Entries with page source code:
%%

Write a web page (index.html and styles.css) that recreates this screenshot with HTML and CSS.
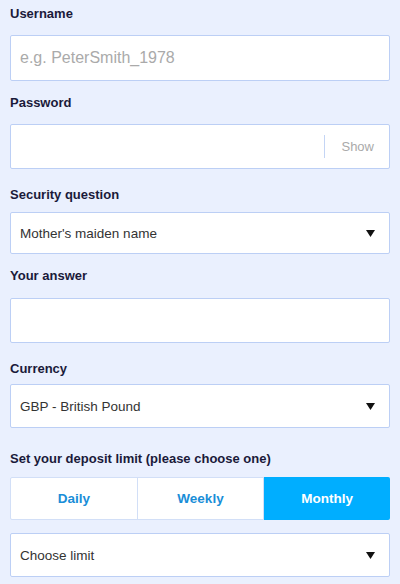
FILE: index.html
```
<!DOCTYPE html>
<html>
  <head>
    <title>Register</title>
    <meta name="viewport" content="width=device-width, initial-scale=1" />
    <link rel="stylesheet" href="styles.css">
  </head>
  <body>
    <form class="signup">
      <div class="field">
        <label class="field-label">Username</label>
        <input class="text-input" type="text" placeholder="e.g. PeterSmith_1978" />
      </div>
      <div class="field">
        <label class="field-label">Password</label>
        <div class="password-box">
          <input class="password-input" type="password" />
          <span class="divider"></span>
          <span class="show-btn">Show</span>
        </div>
      </div>
      <div class="field field-select">
        <label class="field-label">Security question</label>
        <div class="select">
          <span>Mother's maiden name</span>
          <svg class="arrow" width="9" height="7" viewBox="0 0 9 7"><polygon points="0,0 9,0 4.5,7" fill="#111"/></svg>
        </div>
      </div>
      <div class="field">
        <label class="field-label">Your answer</label>
        <input class="text-input answer" type="text" />
      </div>
      <div class="field field-select currency">
        <label class="field-label">Currency</label>
        <div class="select">
          <span>GBP - British Pound</span>
          <svg class="arrow" width="9" height="7" viewBox="0 0 9 7"><polygon points="0,0 9,0 4.5,7" fill="#111"/></svg>
        </div>
      </div>
      <div class="field deposit">
        <label class="field-label">Set your deposit limit (please choose one)</label>
        <div class="tabs">
          <button type="button" class="tab">Daily</button>
          <button type="button" class="tab">Weekly</button>
          <button type="button" class="tab active">Monthly</button>
        </div>
        <div class="select">
          <span>Choose limit</span>
          <svg class="arrow" width="9" height="7" viewBox="0 0 9 7"><polygon points="0,0 9,0 4.5,7" fill="#111"/></svg>
        </div>
      </div>
    </form>
  </body>
</html>
```

FILE: styles.css
```
*{
  box-sizing:border-box;
}
body{
  font-family: "Liberation Sans", Arial, sans-serif;
  background-color: #eaf0fe;
  margin:0;
  padding:0;
}
.signup{
  padding: 6px 10px 0;
}
.field{
  display:flex;
  flex-direction:column;
  margin-top:14px;
}
.field:first-child{
  margin-top:0;
}
.field-label{
  font-size:13px;
  font-weight:bold;
  line-height:16px;
  color:#1a1a3a;
  margin-bottom:13px;
}
.field-select{
  margin-top:18px;
}
.field-select .field-label{
  margin-bottom:9px;
}
.currency .field-label{
  margin-bottom:7px;
}
.deposit{
  margin-top:23px;
}
.deposit .field-label{
  margin-bottom:10px;
}
.text-input,
.password-box,
.select{
  width:100%;
  background:#fff;
  border:1px solid #bccff5;
  border-radius:2px;
}
.text-input{
  height:46px;
  padding:0 9px;
  font-family:inherit;
  font-size:16px;
  color:#333;
  outline:none;
}
.text-input.answer{
  height:45px;
  margin-top:1px;
}
.text-input::placeholder{
  color:#aaa;
}
.password-box{
  height:45px;
  display:flex;
  align-items:center;
}
.password-input{
  flex-grow:1;
  min-width:0;
  height:100%;
  border:none;
  background:transparent;
  outline:none;
  padding:0 9px;
}
.divider{
  width:1px;
  height:23px;
  background:#c4d5f5;
}
.show-btn{
  font-size:13px;
  color:#aaa;
  padding:0 15px 0 16px;
}
.select{
  height:42px;
  display:flex;
  align-items:center;
  justify-content:space-between;
  padding:0 14px 0 9px;
  font-size:13.5px;
  color:#333;
}
.currency .select,
.deposit .select{
  height:44px;
}
.arrow{
  display:block;
}
.tabs{
  display:flex;
  height:43px;
  margin-bottom:13px;
  background:#fff;
  border:1px solid #d2dff7;
  border-radius:2px;
}
.tab{
  flex:1;
  border:none;
  background:transparent;
  font-family:inherit;
  font-size:13.5px;
  font-weight:bold;
  color:#1a8ed8;
  padding:0;
}
.tab + .tab{
  border-left:1px solid #d2dff7;
}
.tab.active{
  background:#00aeff;
  color:#fff;
  margin:-1px -1px -1px 0;
  border-radius:0 2px 2px 0;
}
```
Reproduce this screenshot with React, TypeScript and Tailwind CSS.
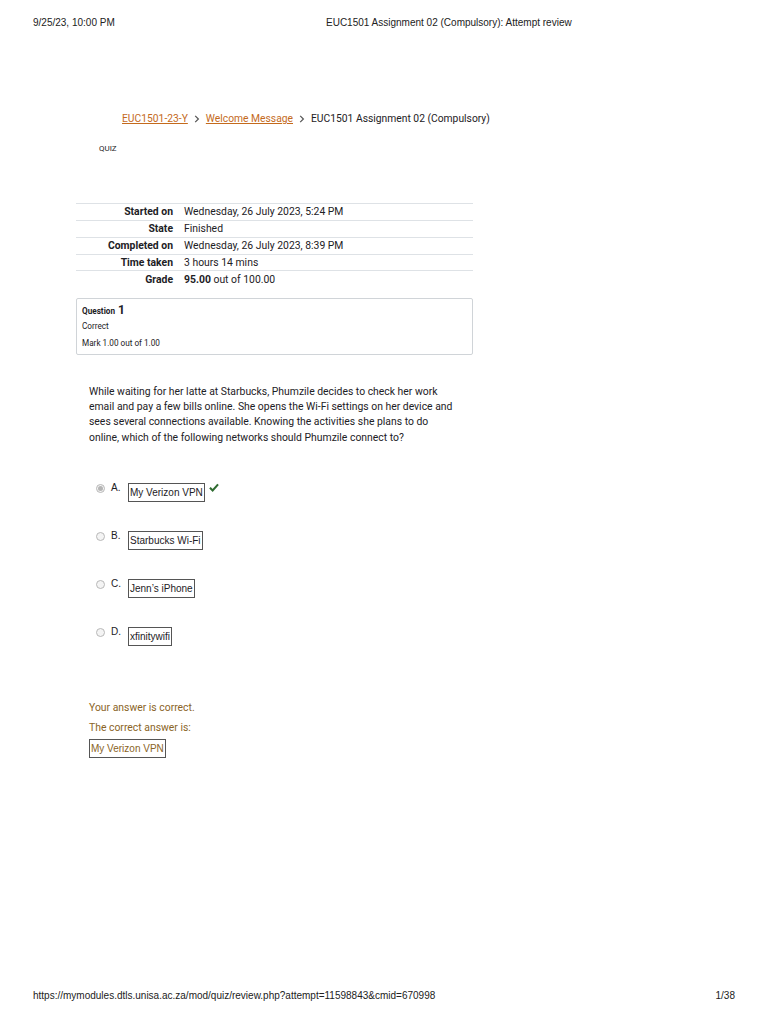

%%

### Problem description
Keep the pictures out and write out the records exactly.

### Output for this task
Write a web page (index.html and styles.css) that recreates this screenshot with HTML and CSS.
FILE: index.html
```
<!DOCTYPE html>
<html>
  <head>
    <title>Register</title>
    <meta name="viewport" content="width=device-width, initial-scale=1" />
    <link rel="stylesheet" href="styles.css">
  </head>
  <body>
    <form class="signup">
      <div class="field">
        <label class="field-label">Username</label>
        <input class="text-input" type="text" placeholder="e.g. PeterSmith_1978" />
      </div>
      <div class="field">
        <label class="field-label">Password</label>
        <div class="password-box">
          <input class="password-input" type="password" />
          <span class="divider"></span>
          <span class="show-btn">Show</span>
        </div>
      </div>
      <div class="field field-select">
        <label class="field-label">Security question</label>
        <div class="select">
          <span>Mother's maiden name</span>
          <svg class="arrow" width="9" height="7" viewBox="0 0 9 7"><polygon points="0,0 9,0 4.5,7" fill="#111"/></svg>
        </div>
      </div>
      <div class="field">
        <label class="field-label">Your answer</label>
        <input class="text-input answer" type="text" />
      </div>
      <div class="field field-select currency">
        <label class="field-label">Currency</label>
        <div class="select">
          <span>GBP - British Pound</span>
          <svg class="arrow" width="9" height="7" viewBox="0 0 9 7"><polygon points="0,0 9,0 4.5,7" fill="#111"/></svg>
        </div>
      </div>
      <div class="field deposit">
        <label class="field-label">Set your deposit limit (please choose one)</label>
        <div class="tabs">
          <button type="button" class="tab">Daily</button>
          <button type="button" class="tab">Weekly</button>
          <button type="button" class="tab active">Monthly</button>
        </div>
        <div class="select">
          <span>Choose limit</span>
          <svg class="arrow" width="9" height="7" viewBox="0 0 9 7"><polygon points="0,0 9,0 4.5,7" fill="#111"/></svg>
        </div>
      </div>
    </form>
  </body>
</html>
```

FILE: styles.css
```
*{
  box-sizing:border-box;
}
body{
  font-family: "Liberation Sans", Arial, sans-serif;
  background-color: #eaf0fe;
  margin:0;
  padding:0;
}
.signup{
  padding: 6px 10px 0;
}
.field{
  display:flex;
  flex-direction:column;
  margin-top:14px;
}
.field:first-child{
  margin-top:0;
}
.field-label{
  font-size:13px;
  font-weight:bold;
  line-height:16px;
  color:#1a1a3a;
  margin-bottom:13px;
}
.field-select{
  margin-top:18px;
}
.field-select .field-label{
  margin-bottom:9px;
}
.currency .field-label{
  margin-bottom:7px;
}
.deposit{
  margin-top:23px;
}
.deposit .field-label{
  margin-bottom:10px;
}
.text-input,
.password-box,
.select{
  width:100%;
  background:#fff;
  border:1px solid #bccff5;
  border-radius:2px;
}
.text-input{
  height:46px;
  padding:0 9px;
  font-family:inherit;
  font-size:16px;
  color:#333;
  outline:none;
}
.text-input.answer{
  height:45px;
  margin-top:1px;
}
.text-input::placeholder{
  color:#aaa;
}
.password-box{
  height:45px;
  display:flex;
  align-items:center;
}
.password-input{
  flex-grow:1;
  min-width:0;
  height:100%;
  border:none;
  background:transparent;
  outline:none;
  padding:0 9px;
}
.divider{
  width:1px;
  height:23px;
  background:#c4d5f5;
}
.show-btn{
  font-size:13px;
  color:#aaa;
  padding:0 15px 0 16px;
}
.select{
  height:42px;
  display:flex;
  align-items:center;
  justify-content:space-between;
  padding:0 14px 0 9px;
  font-size:13.5px;
  color:#333;
}
.currency .select,
.deposit .select{
  height:44px;
}
.arrow{
  display:block;
}
.tabs{
  display:flex;
  height:43px;
  margin-bottom:13px;
  background:#fff;
  border:1px solid #d2dff7;
  border-radius:2px;
}
.tab{
  flex:1;
  border:none;
  background:transparent;
  font-family:inherit;
  font-size:13.5px;
  font-weight:bold;
  color:#1a8ed8;
  padding:0;
}
.tab + .tab{
  border-left:1px solid #d2dff7;
}
.tab.active{
  background:#00aeff;
  color:#fff;
  margin:-1px -1px -1px 0;
  border-radius:0 2px 2px 0;
}
```
Reproduce this screenshot with React, TypeScript and Tailwind CSS.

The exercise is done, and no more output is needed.